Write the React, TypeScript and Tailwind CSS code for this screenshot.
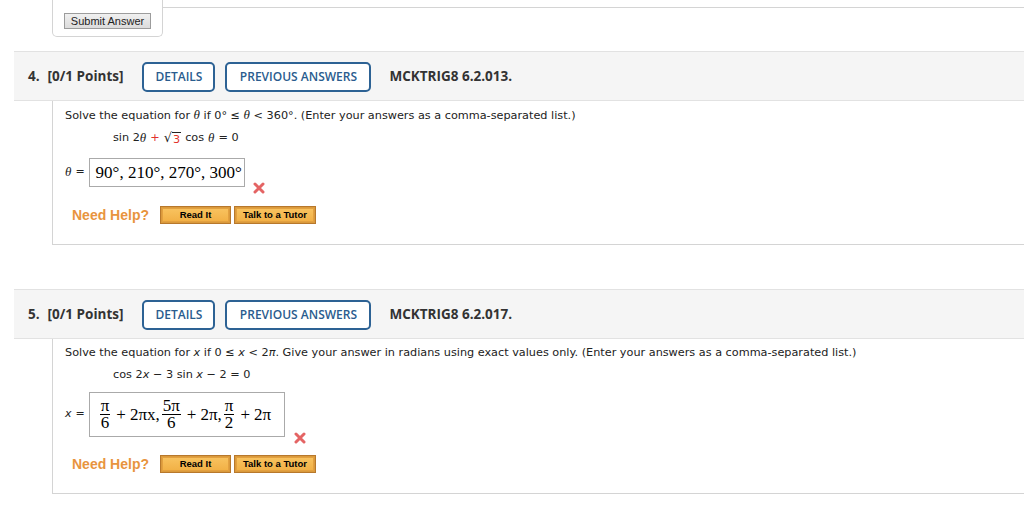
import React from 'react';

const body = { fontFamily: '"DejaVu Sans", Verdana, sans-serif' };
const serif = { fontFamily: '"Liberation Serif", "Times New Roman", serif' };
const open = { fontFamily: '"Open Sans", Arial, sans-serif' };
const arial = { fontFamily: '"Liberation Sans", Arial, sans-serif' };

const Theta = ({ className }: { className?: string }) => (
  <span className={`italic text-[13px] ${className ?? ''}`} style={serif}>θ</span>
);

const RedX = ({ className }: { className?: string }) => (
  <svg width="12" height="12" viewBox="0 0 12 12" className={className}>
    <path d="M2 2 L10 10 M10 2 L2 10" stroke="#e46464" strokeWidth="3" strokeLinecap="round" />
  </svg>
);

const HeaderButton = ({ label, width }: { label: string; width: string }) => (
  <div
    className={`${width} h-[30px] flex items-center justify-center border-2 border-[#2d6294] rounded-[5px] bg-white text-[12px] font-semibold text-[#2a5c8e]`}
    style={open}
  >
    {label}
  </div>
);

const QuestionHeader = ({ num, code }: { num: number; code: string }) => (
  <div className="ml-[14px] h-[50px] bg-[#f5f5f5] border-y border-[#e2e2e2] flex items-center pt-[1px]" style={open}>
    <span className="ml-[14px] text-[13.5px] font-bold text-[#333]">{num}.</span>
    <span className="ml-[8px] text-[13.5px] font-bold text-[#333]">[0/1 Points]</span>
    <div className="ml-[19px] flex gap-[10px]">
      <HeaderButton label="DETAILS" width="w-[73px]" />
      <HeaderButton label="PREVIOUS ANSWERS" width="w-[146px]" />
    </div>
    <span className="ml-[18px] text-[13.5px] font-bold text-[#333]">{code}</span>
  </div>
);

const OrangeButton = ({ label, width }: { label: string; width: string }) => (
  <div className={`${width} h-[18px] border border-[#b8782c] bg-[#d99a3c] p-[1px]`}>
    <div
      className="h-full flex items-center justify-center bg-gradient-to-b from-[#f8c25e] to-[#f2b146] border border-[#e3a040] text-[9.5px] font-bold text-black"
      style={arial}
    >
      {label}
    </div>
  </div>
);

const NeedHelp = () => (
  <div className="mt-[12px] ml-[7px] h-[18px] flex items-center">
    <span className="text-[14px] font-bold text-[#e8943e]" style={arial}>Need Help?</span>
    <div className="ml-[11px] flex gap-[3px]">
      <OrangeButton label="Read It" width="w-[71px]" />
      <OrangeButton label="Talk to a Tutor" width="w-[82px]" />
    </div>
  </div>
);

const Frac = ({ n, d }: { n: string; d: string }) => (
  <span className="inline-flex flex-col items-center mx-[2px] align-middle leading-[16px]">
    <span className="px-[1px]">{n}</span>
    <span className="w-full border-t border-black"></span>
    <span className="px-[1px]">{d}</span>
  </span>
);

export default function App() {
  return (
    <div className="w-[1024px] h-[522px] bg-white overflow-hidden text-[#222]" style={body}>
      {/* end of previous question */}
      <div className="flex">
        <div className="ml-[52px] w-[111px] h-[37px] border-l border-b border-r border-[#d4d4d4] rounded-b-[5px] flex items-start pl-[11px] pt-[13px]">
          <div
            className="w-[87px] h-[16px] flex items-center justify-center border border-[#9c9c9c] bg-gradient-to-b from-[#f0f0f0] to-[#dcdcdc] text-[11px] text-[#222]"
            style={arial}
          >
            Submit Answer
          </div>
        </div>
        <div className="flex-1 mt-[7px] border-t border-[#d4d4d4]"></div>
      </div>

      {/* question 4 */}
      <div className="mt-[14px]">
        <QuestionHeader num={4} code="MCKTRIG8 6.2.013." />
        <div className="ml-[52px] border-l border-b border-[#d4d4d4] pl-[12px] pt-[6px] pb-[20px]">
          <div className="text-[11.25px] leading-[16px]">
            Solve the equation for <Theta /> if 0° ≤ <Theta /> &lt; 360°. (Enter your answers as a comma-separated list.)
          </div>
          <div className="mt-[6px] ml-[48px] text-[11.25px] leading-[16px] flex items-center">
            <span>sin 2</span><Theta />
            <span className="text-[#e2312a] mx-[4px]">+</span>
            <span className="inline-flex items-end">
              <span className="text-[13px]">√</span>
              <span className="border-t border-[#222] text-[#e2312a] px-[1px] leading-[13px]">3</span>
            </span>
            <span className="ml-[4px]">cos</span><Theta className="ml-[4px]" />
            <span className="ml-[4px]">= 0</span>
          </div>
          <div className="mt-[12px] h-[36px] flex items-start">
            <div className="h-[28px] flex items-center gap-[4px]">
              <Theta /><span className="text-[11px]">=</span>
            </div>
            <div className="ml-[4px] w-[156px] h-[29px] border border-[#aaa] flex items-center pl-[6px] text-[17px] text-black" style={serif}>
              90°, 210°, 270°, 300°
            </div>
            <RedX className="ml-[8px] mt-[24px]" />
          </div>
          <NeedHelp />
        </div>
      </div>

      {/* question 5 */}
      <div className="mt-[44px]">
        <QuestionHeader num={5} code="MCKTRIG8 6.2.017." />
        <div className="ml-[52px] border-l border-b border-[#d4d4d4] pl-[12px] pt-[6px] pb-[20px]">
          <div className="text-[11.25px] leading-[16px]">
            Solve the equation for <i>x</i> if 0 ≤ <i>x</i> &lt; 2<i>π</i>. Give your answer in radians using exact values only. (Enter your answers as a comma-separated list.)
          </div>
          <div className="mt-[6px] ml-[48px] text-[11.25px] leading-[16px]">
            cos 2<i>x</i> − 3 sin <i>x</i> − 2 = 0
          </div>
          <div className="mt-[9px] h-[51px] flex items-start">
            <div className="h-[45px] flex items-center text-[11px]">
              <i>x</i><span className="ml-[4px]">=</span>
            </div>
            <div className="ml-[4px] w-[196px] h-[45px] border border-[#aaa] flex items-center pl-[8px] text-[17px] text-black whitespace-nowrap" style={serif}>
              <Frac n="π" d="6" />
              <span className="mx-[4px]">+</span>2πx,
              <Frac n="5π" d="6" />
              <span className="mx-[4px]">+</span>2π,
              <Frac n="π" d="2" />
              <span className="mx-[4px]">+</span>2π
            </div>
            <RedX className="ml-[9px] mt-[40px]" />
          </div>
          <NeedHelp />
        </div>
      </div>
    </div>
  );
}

__Request__: Extract, word for word, each line from the top of the data down to and including the line with "import React from 'react';"; skip the pictures.

__Expected answer__:
Write the React, TypeScript and Tailwind CSS code for this screenshot.
import React from 'react';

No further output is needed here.